Finance

Financial Sanctions Under the FEND Off Fentanyl Act

Learn how the FEND Off Fentanyl Act utilizes financial sanctions and enhanced AML rules to disrupt the global fentanyl supply chain.

The Fentanyl Eradication and Narcotics Deterrence Off Fentanyl Act, known as the FEND Off Fentanyl Act, is a comprehensive legal and financial mechanism designed to disrupt the illicit flow of synthetic opioids. This legislation expands the U.S. government’s authority to combat fentanyl trafficking by applying potent financial sanctions and anti-money laundering (AML) measures. The primary purpose is to target the assets and financial facilitators that sustain transnational criminal organizations responsible for the opioid crisis. The Act explicitly declares that the international trafficking of fentanyl constitutes a national emergency for the United States.

Designation Authority and Sanctions Criteria

The FEND Off Fentanyl Act grants the President the power to impose stringent sanctions, primarily delegated to the Department of the Treasury’s Office of Foreign Assets Control (OFAC). Sanctions are mandatory for any foreign person or entity knowingly involved in the significant trafficking of fentanyl, its precursors, or related opioids by a transnational criminal organization (TCO). The designation criteria also capture facilitators and enablers involved in significant TCO activities related to fentanyl trafficking.

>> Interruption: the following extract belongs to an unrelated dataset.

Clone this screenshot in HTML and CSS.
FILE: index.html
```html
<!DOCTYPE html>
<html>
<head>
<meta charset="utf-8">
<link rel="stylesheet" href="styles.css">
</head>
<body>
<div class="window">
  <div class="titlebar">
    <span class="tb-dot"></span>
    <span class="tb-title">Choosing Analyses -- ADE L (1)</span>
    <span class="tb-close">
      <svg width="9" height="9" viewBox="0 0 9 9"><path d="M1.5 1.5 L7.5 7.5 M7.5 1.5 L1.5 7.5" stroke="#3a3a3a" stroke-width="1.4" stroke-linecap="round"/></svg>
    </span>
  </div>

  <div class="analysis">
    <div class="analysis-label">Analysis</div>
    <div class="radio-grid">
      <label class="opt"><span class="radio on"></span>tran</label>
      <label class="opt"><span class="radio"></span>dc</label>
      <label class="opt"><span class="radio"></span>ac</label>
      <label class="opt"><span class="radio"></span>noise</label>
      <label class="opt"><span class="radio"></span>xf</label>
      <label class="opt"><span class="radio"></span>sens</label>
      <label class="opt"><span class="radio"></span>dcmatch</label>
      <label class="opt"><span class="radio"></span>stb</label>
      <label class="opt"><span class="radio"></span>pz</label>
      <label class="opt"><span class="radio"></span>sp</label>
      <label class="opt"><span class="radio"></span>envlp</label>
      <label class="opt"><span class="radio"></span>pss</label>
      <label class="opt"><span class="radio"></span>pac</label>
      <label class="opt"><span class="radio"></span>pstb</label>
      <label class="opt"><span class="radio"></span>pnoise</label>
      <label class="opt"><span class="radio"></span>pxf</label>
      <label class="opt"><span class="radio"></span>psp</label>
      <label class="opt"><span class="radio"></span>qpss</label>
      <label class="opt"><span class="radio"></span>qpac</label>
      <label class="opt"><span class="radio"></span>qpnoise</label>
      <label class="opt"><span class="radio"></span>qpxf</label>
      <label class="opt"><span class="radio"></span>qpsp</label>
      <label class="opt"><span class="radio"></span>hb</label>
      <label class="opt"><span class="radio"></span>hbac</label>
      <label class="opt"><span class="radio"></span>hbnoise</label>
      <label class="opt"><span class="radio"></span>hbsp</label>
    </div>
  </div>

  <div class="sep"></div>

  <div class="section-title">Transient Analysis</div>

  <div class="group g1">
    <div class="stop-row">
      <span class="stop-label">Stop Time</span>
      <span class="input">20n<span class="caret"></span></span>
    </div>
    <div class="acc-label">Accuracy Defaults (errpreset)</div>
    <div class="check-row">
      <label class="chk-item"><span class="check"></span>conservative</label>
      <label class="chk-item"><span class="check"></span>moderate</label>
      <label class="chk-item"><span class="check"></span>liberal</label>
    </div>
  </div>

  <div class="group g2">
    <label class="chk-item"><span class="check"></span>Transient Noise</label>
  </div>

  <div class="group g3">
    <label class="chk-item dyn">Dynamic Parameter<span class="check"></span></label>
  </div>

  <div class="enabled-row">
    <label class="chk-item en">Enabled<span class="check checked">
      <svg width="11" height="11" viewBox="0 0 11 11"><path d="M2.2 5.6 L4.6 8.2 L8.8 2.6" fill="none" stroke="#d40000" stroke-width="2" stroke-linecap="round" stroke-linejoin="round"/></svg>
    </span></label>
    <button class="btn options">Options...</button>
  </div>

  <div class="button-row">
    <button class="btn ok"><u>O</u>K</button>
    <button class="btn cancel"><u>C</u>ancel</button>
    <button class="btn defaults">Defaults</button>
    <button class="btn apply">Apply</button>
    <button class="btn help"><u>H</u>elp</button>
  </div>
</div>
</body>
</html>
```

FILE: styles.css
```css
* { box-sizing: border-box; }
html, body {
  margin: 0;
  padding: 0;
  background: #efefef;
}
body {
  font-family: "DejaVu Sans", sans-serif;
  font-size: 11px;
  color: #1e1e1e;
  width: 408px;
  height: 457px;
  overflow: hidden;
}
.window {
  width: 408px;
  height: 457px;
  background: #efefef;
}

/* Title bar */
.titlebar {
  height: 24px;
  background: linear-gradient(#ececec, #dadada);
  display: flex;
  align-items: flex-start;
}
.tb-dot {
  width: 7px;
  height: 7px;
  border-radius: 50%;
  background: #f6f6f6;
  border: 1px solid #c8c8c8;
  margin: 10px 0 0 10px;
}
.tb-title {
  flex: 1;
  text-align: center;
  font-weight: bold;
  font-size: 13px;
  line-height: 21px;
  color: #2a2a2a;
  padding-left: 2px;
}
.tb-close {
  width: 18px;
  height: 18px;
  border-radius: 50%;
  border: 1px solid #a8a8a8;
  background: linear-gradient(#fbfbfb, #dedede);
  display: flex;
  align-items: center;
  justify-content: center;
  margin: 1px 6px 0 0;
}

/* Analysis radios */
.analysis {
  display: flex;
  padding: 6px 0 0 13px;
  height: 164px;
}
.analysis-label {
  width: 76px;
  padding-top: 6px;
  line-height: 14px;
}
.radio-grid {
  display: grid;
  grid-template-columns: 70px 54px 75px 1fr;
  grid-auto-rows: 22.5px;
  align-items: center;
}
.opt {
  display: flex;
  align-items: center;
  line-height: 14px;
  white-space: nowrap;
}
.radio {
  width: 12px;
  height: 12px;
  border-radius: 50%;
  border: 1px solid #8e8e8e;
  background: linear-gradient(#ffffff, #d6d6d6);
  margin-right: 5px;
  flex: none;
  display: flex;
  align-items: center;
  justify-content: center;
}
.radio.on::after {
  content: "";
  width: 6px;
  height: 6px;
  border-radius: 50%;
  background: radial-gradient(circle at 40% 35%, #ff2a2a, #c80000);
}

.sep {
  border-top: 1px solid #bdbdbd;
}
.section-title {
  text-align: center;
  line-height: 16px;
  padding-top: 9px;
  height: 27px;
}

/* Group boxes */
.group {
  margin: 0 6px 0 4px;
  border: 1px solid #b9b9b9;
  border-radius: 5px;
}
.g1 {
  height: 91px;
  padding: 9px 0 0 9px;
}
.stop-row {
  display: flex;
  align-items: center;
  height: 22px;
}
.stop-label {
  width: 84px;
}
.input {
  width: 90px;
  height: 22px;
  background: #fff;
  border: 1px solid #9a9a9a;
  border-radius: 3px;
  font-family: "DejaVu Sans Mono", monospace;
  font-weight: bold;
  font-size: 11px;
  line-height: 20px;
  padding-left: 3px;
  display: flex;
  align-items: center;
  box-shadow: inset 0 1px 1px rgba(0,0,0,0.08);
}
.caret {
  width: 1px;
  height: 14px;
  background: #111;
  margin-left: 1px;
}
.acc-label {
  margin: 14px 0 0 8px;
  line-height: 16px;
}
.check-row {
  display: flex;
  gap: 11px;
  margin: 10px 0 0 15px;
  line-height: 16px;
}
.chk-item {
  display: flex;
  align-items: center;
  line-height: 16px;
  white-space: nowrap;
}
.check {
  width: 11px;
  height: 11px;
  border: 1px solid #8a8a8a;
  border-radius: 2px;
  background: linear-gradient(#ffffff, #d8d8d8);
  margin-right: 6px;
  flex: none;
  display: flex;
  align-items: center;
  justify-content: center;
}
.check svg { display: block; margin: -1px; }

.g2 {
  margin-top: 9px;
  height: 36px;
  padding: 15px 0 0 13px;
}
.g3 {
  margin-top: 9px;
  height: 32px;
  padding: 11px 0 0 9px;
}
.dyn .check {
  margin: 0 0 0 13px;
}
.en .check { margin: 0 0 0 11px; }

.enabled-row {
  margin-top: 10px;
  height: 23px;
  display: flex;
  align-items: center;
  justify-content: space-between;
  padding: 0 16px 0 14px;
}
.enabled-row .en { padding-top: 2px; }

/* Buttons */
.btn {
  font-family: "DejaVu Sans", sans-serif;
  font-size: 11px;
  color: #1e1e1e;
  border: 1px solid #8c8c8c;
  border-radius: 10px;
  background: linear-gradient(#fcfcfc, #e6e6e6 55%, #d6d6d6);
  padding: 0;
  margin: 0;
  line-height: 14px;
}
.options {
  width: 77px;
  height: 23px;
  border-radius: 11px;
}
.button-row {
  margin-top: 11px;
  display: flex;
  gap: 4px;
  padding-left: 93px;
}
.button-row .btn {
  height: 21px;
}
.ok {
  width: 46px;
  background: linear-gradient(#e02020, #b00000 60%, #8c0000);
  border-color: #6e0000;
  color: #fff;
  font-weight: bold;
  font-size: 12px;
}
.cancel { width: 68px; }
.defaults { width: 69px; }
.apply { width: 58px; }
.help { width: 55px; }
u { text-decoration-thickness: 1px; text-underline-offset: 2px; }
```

A designation results in the immediate blocking of all property and interests in property of the designated person or entity. Any blocked property is subject to U.S. jurisdiction, and U.S. persons are strictly prohibited from transacting with the designated party. This asset-freezing mechanism cuts off TCOs and individuals from the U.S. financial system.

The legal basis for these actions is the determination that international fentanyl trafficking poses an unusual and extraordinary threat to national security. This national emergency finding allows the use of powerful economic measures under the International Emergency Economic Powers Act (IEEPA). The Act enables the executive branch to utilize the proceeds from forfeited, sanctioned property to enhance law enforcement efforts against trafficking.

Targeting Illicit Fentanyl Trafficking Finance

The Act introduces specific tools to dismantle the financial infrastructure supporting the fentanyl trade. The Treasury Department, acting through the Financial Crimes Enforcement Network (FinCEN), is authorized to deploy “special measures” against foreign financial institutions deemed a “primary money laundering concern.” This new authority is contained in Section 2313a of the Act.

These special measures allow the Treasury Secretary to prohibit, or impose strict conditions upon, certain transmittals of funds involving the targeted institution. The prohibition on fund transmittals explicitly includes convertible virtual currency, ensuring the Act addresses the use of digital assets in TCO financing. The Treasury Department must prioritize fentanyl-related suspicious transactions and include detailed descriptions of drug cartels’ financing actions in its reporting.

Requirements for Financial Institutions

The FEND Off Fentanyl Act places new compliance burdens on all U.S. financial institutions subject to the Bank Secrecy Act (BSA). Institutions must immediately update their Anti-Money Laundering (AML) and Countering the Financing of Terrorism (CFT) programs to account for heightened fentanyl trafficking risks. The core expectation is implementing a risk-based approach to identify and mitigate exposure to designated parties and high-risk transactions.

Enhanced Due Diligence (EDD) is mandatory for customers and transactions that show indicators of potential fentanyl-related finance. Financial institutions (FIs) must re-risk clients and revise transaction monitoring systems to detect patterns consistent with TCO typologies. FinCEN is required to issue specific guidance to U.S. FIs for filing Suspicious Activity Reports (SARs) related to suspected fentanyl trafficking.

These SARs must detail counterparties, transaction amounts, and the precise reasons for suspicion, moving beyond general narcotics reporting. FIs must actively screen customers and counterparties to ensure they are not engaging in prohibited fund transmittals with foreign financial institutions targeted by FinCEN’s special measures. Compliance teams must update internal controls to reject any prohibited transactions involving designated foreign entities.

Enforcement and Penalties

Violations of the sanctions and special measures imposed under the FEND Off Fentanyl Act carry substantial civil and criminal penalties. Any person or entity that transacts with an OFAC-blocked party risks enforcement action consistent with penalties under IEEPA. Failure by financial institutions to implement adequate AML controls or comply with FinCEN’s special measures results in significant monetary fines.

The civil penalty for engaging in a prohibited transmittal of funds can be up to $1,776,364 per violation. Willful violations carry criminal fines up to $1,000,000 per violation. The statute of limitations for sanctions violations is extended to eight years, providing federal prosecutors a longer window to pursue enforcement actions. OFAC maintains its standard licensing procedures, allowing parties to seek specific authorizations or exemptions for otherwise prohibited transactions.